Hop aboard a DC-3 for June cartoon caption contest
U.S. Stamp Notes by John M. Hotchner
For those of us who have spent a lot of time on airplanes, we discover rather quickly that they are a mixed blessing. They get you where you want to go — or at least close. And they are extraordinarily safe compared to the early days of aviation.
As comedian Shelley Berman used to say, “Flying is the safest way to fly!”
But travel by air comes with a list of potential potholes, such as the wanna-be sumo wrestler in the middle seat next to you on a 13-hour flight, or the sudden clear-air turbulence before you’ve had a chance to settle in and rebuckle your seat belt after a visit to the facilities.
On my last trip, the window seat I had asked for became a middle seat for some unaccountable reason, and nothing could be done because the plane was full. And then, the plane was diverted to an airport two hours away from the intended destination because of fog.
On landing, the airline representative cheerfully announced that they had no responsibility because the problem was caused by the weather.
Making lemonade from lemons is a useful skill in these situations, as getting angry does not contribute to making them any better.
So, buckle your seat belt and pretend you are on a plane like the DC-3 shown on a 32¢ stamp (Scott 3142q) in the 1997 Classic American Aircraft pane of 20 (3142) flying to your favorite destination. That stamp is our cartoon caption issue for June.
The DC-3 was a workhorse of civil and military aviation (as a C-47) in the 1940s and 50s.
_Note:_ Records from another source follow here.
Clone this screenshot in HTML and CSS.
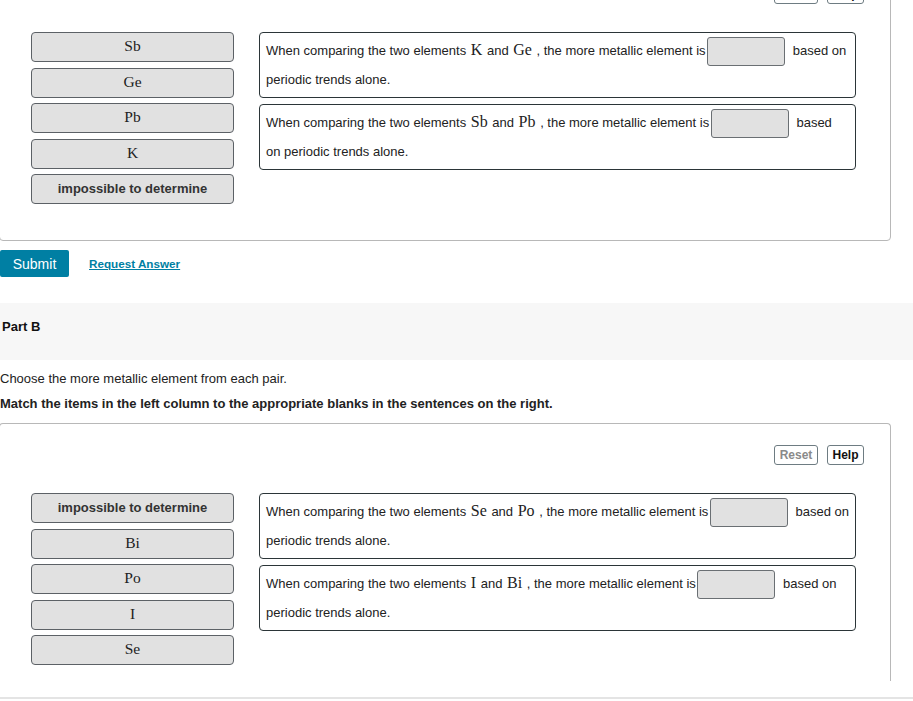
FILE: index.html
```html
<!DOCTYPE html>
<html lang="en">
<head>
  <meta charset="utf-8" />
  <title>Metallic Character</title>
  <meta name="viewport" content="width=device-width, initial-scale=1" />
  <link rel="stylesheet" href="styles.css">
</head>
<body>
  <section class="card card-first">
    <div class="toolbar">
      <button class="tool-btn reset">Reset</button>
      <button class="tool-btn help">Help</button>
    </div>
    <div class="match">
      <ul class="items">
        <li class="item el">Sb</li>
        <li class="item el">Ge</li>
        <li class="item el">Pb</li>
        <li class="item el">K</li>
        <li class="item">impossible to determine</li>
      </ul>
      <div class="sentences">
        <p class="sentence">When comparing the two elements <span class="el">K</span> and <span class="el">Ge</span> , the more metallic element is <span class="blank"></span> based on<br>periodic trends alone.</p>
        <p class="sentence">When comparing the two elements <span class="el">Sb</span> and <span class="el">Pb</span> , the more metallic element is <span class="blank"></span> based<br>on periodic trends alone.</p>
      </div>
    </div>
  </section>

  <div class="actions">
    <button class="submit">Submit</button>
    <a href="#" class="request">Request Answer</a>
  </div>

  <h2 class="part">Part B</h2>

  <p class="prompt">Choose the more metallic element from each pair.</p>
  <p class="instructions">Match the items in the left column to the appropriate blanks in the sentences on the right.</p>

  <section class="card card-last">
    <div class="toolbar">
      <button class="tool-btn reset">Reset</button>
      <button class="tool-btn help">Help</button>
    </div>
    <div class="match">
      <ul class="items">
        <li class="item">impossible to determine</li>
        <li class="item el">Bi</li>
        <li class="item el">Po</li>
        <li class="item el">I</li>
        <li class="item el">Se</li>
      </ul>
      <div class="sentences">
        <p class="sentence">When comparing the two elements <span class="el">Se</span> and <span class="el">Po</span> , the more metallic element is <span class="blank"></span> based on<br>periodic trends alone.</p>
        <p class="sentence">When comparing the two elements <span class="el">I</span> and <span class="el">Bi</span> , the more metallic element is <span class="blank"></span> based on<br>periodic trends alone.</p>
      </div>
    </div>
  </section>

  <div class="footer-line"></div>
</body>
</html>
```

FILE: styles.css
```css
:root {
  --teal: #007fa3;
  --item-bg: #e1e1e1;
  --item-border: #5c6166;
  --card-border: #b8b8b8;
  --text: #222;
  --band: #f7f7f7;
}

* { box-sizing: border-box; margin: 0; padding: 0; }

body {
  font-family: "Liberation Sans", Arial, Helvetica, sans-serif;
  font-size: 13px;
  color: var(--text);
  background: #fff;
  width: 913px;
  overflow: hidden;
}

.card {
  width: 892px;
  margin-left: -1px;
  border: 1px solid var(--card-border);
  border-radius: 4px;
  padding: 21px 26px 36px 31px;
}

.card-first {
  margin-top: -38px;
}

.card-last {
  height: 258px;
  border-bottom: none;
  border-radius: 4px 4px 0 0;
}

.toolbar {
  display: flex;
  justify-content: flex-end;
  gap: 9px;
  height: 20px;
  margin-bottom: 28px;
}

.tool-btn {
  font-family: inherit;
  font-size: 12px;
  font-weight: bold;
  background: #fff;
  border: 1px solid #6e7c82;
  border-radius: 3px;
  padding: 0 3px;
  height: 20px;
  line-height: 18px;
}

.tool-btn.reset {
  width: 44px;
  color: #8a8a8a;
}

.tool-btn.help {
  width: 37px;
  color: #111;
}

.match {
  display: flex;
  gap: 25px;
}

.items {
  list-style: none;
  width: 203px;
  display: flex;
  flex-direction: column;
  gap: 5.5px;
}

.item {
  height: 30px;
  background: var(--item-bg);
  border: 1px solid var(--item-border);
  border-radius: 4px;
  display: flex;
  align-items: center;
  justify-content: center;
  font-weight: bold;
  font-size: 13px;
  color: #333;
  padding-bottom: 2px;
}

.item.el {
  font-family: "Liberation Serif", "Times New Roman", serif;
  font-weight: normal;
  font-size: 15.5px;
  color: #222;
}

.sentences {
  width: 597px;
  display: flex;
  flex-direction: column;
  gap: 6px;
}

.sentence {
  height: 66px;
  border: 1.5px solid #2b3538;
  border-radius: 4px;
  padding: 4px 4px 4px 6px;
  line-height: 28px;
  font-size: 13px;
  color: #222;
}

.sentence .el {
  font-family: "Liberation Serif", "Times New Roman", serif;
  font-size: 16px;
  line-height: 1;
  padding: 0 1px;
}

.blank {
  display: inline-block;
  width: 78px;
  height: 29px;
  background: var(--item-bg);
  border: 1px solid #6a6f73;
  border-radius: 3px;
  vertical-align: middle;
  margin: 0 4px 0 -2px;
}

.actions {
  display: flex;
  align-items: center;
  gap: 20px;
  margin-top: 9px;
}

.submit {
  font-family: inherit;
  font-size: 14px;
  color: #fff;
  background: var(--teal);
  border: none;
  border-radius: 2px;
  width: 69px;
  height: 27px;
}

.request {
  font-size: 11.7px;
  font-weight: bold;
  color: var(--teal);
  text-decoration: underline;
}

.part {
  margin-top: 26px;
  height: 57px;
  background: var(--band);
  font-size: 13px;
  font-weight: bold;
  padding: 16px 0 0 2px;
  color: #111;
}

.prompt {
  margin-top: 12px;
  line-height: 14px;
}

.instructions {
  margin-top: 11px;
  line-height: 14px;
  font-weight: bold;
  font-size: 13px;
  margin-bottom: 12px;
}

.footer-line {
  margin-top: 16px;
  height: 2px;
  background: #e4e4e4;
}
```
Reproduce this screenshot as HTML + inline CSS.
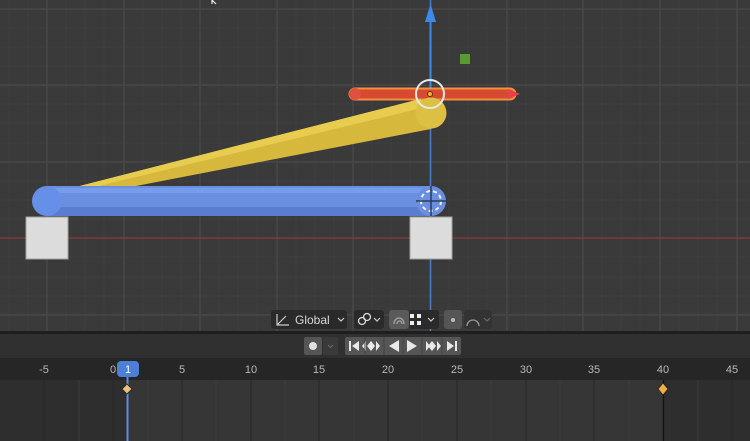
<!DOCTYPE html>
<html><head><meta charset="utf-8"><style>
body{margin:0;width:750px;height:441px;overflow:hidden;background:#3a3a3a;font-family:"Liberation Sans",sans-serif}
svg{position:absolute;left:0;top:0}
</style></head><body>
<svg width="750" height="441" viewBox="0 0 750 441">
<rect x="0" y="0" width="750" height="331" fill="#3a3a3a"/>
<g stroke="#3f3f3f" stroke-width="1">
<path d="M9 0V331M28 0V331M66 0V331M85 0V331M104 0V331M143 0V331M162 0V331M181 0V331M219 0V331M238 0V331M257 0V331M296 0V331M315 0V331M334 0V331M372 0V331M391 0V331M410 0V331M449 0V331M468 0V331M487 0V331M526 0V331M545 0V331M564 0V331M602 0V331M621 0V331M640 0V331M679 0V331M698 0V331M717 0V331"/>
<path d="M0 28H750M0 47H750M0 66H750M0 104H750M0 123H750M0 143H750M0 181H750M0 200H750M0 219H750M0 257H750M0 277H750M0 296H750"/>
</g>
<g stroke="#4a4a4a" stroke-width="1.2">
<path d="M47 0V331M124 0V331M200 0V331M277 0V331M353 0V331M507 0V331M583 0V331M660 0V331M737 0V331"/>
<path d="M0 9H750M0 85H750M0 162H750M0 315H750"/>
</g>
<line x1="0" y1="238" x2="750" y2="238" stroke="#8a3a40" stroke-width="1.2"/>
<line x1="430.5" y1="0" x2="430.5" y2="331" stroke="#4a7ec8" stroke-width="1.5"/>
<line x1="430.5" y1="20" x2="430.5" y2="95" stroke="#3f8ae8" stroke-width="2"/>
<polygon points="430.5,4 425,22 436,22" fill="#3f8ae8"/>
<rect x="460" y="54" width="10" height="10" fill="#5a9a30"/>
<line x1="355" y1="94" x2="510" y2="94" stroke="#f09040" stroke-width="13" stroke-linecap="round"/>
<line x1="355" y1="94" x2="510" y2="94" stroke="#d84a30" stroke-width="9" stroke-linecap="round"/>
<circle cx="355" cy="94" r="6" fill="#e05040"/>
<polygon points="508,89 520,94 508,99" fill="#e8404a"/>
<polygon points="60,191 420,99 446,113 431,129 110,191" fill="#d6b83c"/>
<polygon points="60,191 420,99 430,106 90,188" fill="#e8cc50"/>
<circle cx="431" cy="113" r="15.5" fill="#dcc044"/>
<rect x="47" y="186" width="384" height="30" fill="#6a8ee0"/>
<rect x="47" y="207" width="384" height="9" fill="#5a7dd0"/>
<rect x="47" y="188" width="384" height="5" fill="#789cec"/>
<circle cx="47" cy="201" r="15" fill="#6690e8"/>
<circle cx="431" cy="201" r="15" fill="#6a8ee0"/>
<circle cx="431" cy="201" r="10" fill="none" stroke="#f0f0f0" stroke-width="2" stroke-dasharray="4 3"/>
<path d="M431 186V216M416 201H446" stroke="#2a3a5a" stroke-width="1.5"/>
<circle cx="430" cy="94" r="14" fill="none" stroke="#e8e8e8" stroke-width="2"/>
<circle cx="430" cy="94" r="2.5" fill="#f8b030" stroke="#603010" stroke-width="1"/>
<rect x="26" y="217" width="42" height="42" fill="#dcdcdc" stroke="#a0a0a0"/>
<rect x="410" y="217" width="42" height="42" fill="#dcdcdc" stroke="#a0a0a0"/>
<rect x="271" y="310" width="76" height="19" rx="3" fill="#2a2a2a"/>
<text x="295" y="324" font-size="12" fill="#d8d8d8">Global</text>
<path d="M277 314V325H289M277 325L286 316" stroke="#ccc" stroke-width="1.2" fill="none"/>
<path d="M338 318l3 3 3-3" stroke="#ccc" fill="none" stroke-width="1.2"/>
<rect x="354" y="310" width="30" height="19" rx="3" fill="#2a2a2a"/>
<circle cx="362" cy="321" r="3.5" fill="none" stroke="#ddd" stroke-width="1.3"/><circle cx="367" cy="317" r="3.5" fill="none" stroke="#ddd" stroke-width="1.3"/>
<path d="M374 318l3 3 3-3" stroke="#ccc" fill="none" stroke-width="1.2"/>
<rect x="389" y="310" width="20" height="19" rx="3" fill="#5a5a5a"/>
<path d="M394 324a5 6 0 1 1 10 0M397 324a2.5 3 0 1 1 5 0" stroke="#999" fill="none" stroke-width="1.5"/>
<rect x="409" y="310" width="30" height="19" rx="3" fill="#2a2a2a"/>
<rect x="410" y="314" width="4" height="4" fill="#eee"/><rect x="417" y="314" width="4" height="4" fill="#eee"/><rect x="410" y="321" width="4" height="4" fill="#eee"/><rect x="417" y="321" width="4" height="4" fill="#eee"/>
<path d="M428 318l3 3 3-3" stroke="#ccc" fill="none" stroke-width="1.2"/>
<rect x="444" y="310" width="18" height="19" rx="3" fill="#555"/>
<circle cx="453" cy="320" r="2" fill="#bbb"/>
<rect x="464" y="310" width="28" height="19" rx="3" fill="#333"/>
<path d="M467 326a6 6 0 0 1 12 0" stroke="#999" fill="none" stroke-width="1.3"/>
<path d="M484 318l3 3 3-3" stroke="#666" fill="none" stroke-width="1.2"/>
<rect x="0" y="331" width="750" height="3" fill="#1e1e1e"/>
<rect x="0" y="334" width="750" height="24" fill="#303030"/>
<rect x="0" y="358" width="750" height="22" fill="#262626"/>
<rect x="0" y="380" width="750" height="61" fill="#2e2e2e"/>
<rect x="127" y="380" width="536" height="61" fill="#363636"/>
<g stroke="#2a2a2a" stroke-width="1.3">
<path d="M44 380V441M113 380V441M182 380V441M251 380V441M319 380V441M388 380V441M457 380V441M526 380V441M594 380V441M732 380V441"/>
</g>
<g stroke="#3c3c3c" stroke-width="1">
<path d="M79 380V441M148 380V441M216 380V441M285 380V441M354 380V441M422 380V441M491 380V441M560 380V441M629 380V441M698 380V441"/>
</g>
<line x1="663.5" y1="380" x2="663.5" y2="441" stroke="#111" stroke-width="1.3"/>
<g font-size="11" fill="#b8b8b8" text-anchor="middle">
<text x="44" y="373">-5</text><text x="113" y="373">0</text><text x="182" y="373">5</text><text x="251" y="373">10</text><text x="319" y="373">15</text><text x="388" y="373">20</text><text x="457" y="373">25</text><text x="526" y="373">30</text><text x="594" y="373">35</text><text x="663" y="373">40</text><text x="732" y="373">45</text>
</g>
<rect x="117" y="361" width="22" height="16" rx="4" fill="#4d7fd6"/>
<text x="128" y="373" font-size="11" fill="#fff" text-anchor="middle">1</text>
<line x1="127.5" y1="377" x2="127.5" y2="441" stroke="#5d8ee0" stroke-width="2"/>
<polygon points="127,384 132,389 127,394 122,389" fill="#e8c080" stroke="#222" stroke-width="0.8"/>
<polygon points="663,383 668,389 663,395 658,389" fill="#f0b040" stroke="#222" stroke-width="0.8"/>
<rect x="304" y="337" width="18" height="18" rx="2" fill="#555"/><circle cx="313" cy="346" r="4" fill="#e0e0e0"/>
<rect x="323" y="337" width="15" height="18" rx="2" fill="#3a3a3a"/><path d="M328 345l2.5 2.5 2.5-2.5" stroke="#666" fill="none"/>
<rect x="345" y="337" width="116" height="18" rx="2" fill="#555"/>
<g fill="#e8e8e8">
<rect x="349" y="341" width="2" height="10"/><polygon points="359,341 352,346 359,351"/>
<polygon points="366,341 362,346 366,351"/><polygon points="371,341 367,346 371,351 375,346"/><polygon points="376,341 380,346 376,351"/>
<polygon points="399,340 389,346 399,352"/>
<polygon points="407,340 417,346 407,352"/>
<polygon points="426,341 430,346 426,351"/><polygon points="432,341 428,346 432,351 436,346"/><polygon points="437,341 441,346 437,351"/>
<polygon points="447,341 454,346 447,351"/><rect x="455" y="341" width="2" height="10"/>
</g>
<g stroke="#444"><path d="M365 337V355M384 337V355M403 337V355M422 337V355M442 337V355"/></g>
<path d="M212 0l4 4M212 0v4" stroke="#eee" stroke-width="1.2"/>
</svg>
</body></html>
So, settle into your seat and consider a smooth flight or anything that can go wrong, and tell me what you might be thinking or saying as you fly the sometimes friendly skies.
You can also use the image to say something about travel generally, philately, politics, air traffic control, or any other theme that occurs to you.
Entries with a touch of humor or irony stand the best chance of winning the contest.
There will be two prizes given to the winners: one for the best philatelic line and one for the best nonphilatelic line.
Put your entry (or entries) on a postcard if possible and send it to me, John Hotchner, Cartoon Contest, Box 1125, Falls Church, VA 22041-0125; or email it to email@example.com. If you send an email, it is essential that you include your postal mailing address.
For each winner, the prize will be a 13-week subscription to Linn’s (a new subscription or an extension). Entries must reach me no later than June 23.